Le projet est forcément irréprochable puisqu’il a été précédé d’un « atelier citoyen », souligne volontiers Nantes Métropole. Et les citoyens ont véritablement opté pour ce véritable pont-mouton à cinq pattes ? Justement non. On ne sait pas, et on ne saura jamais ce qu’ils en ont pensé. Non seulement « les membres de l’atelier ont été soumis à la confidentialité des échanges » mais « à titre exceptionnel, l’avis citoyen ne peut être publié » ! Seule est lisible une « réponse argumentée » de Nantes Métropole. Autrement dit, les services de Johanna Rolland font ce qu’ils veulent.
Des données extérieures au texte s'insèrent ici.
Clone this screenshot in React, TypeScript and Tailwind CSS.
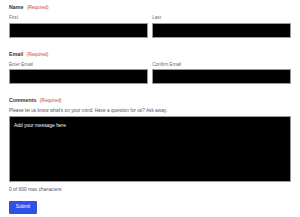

Avant d’en arriver à ce pont-prodige, à cette véritablehuitième merveille du monde, il faudra savoir souffrir. Les travaux devraient démarrer fin 2024 et s’achever « courant voire fin 2027 » : trois ans de galère à prévoir. « Il est impératif que la circulation pour tous les modes dans les sens Nord-Sud et Sud-Nord soit maintenue pendant toute la durée du chantier sauf coupure exceptionnelle et ponctuelle »,avertit cependant Nantes Métropole. On comprend son souci, voire son inquiétude : les prochaines élections municipales auront lieu au printemps 2026. Johanna Rolland a le goût du risque.
Sven Jelure
* Un belvédère est un point d’où l’on découvre un vaste paysage. Comme le nouveau pont sera abaissé de 50 cm par rapport à l’ancien, la vue dont on y jouira sera moins étendue en réalité. Pas si véritable que ça, le belvédère.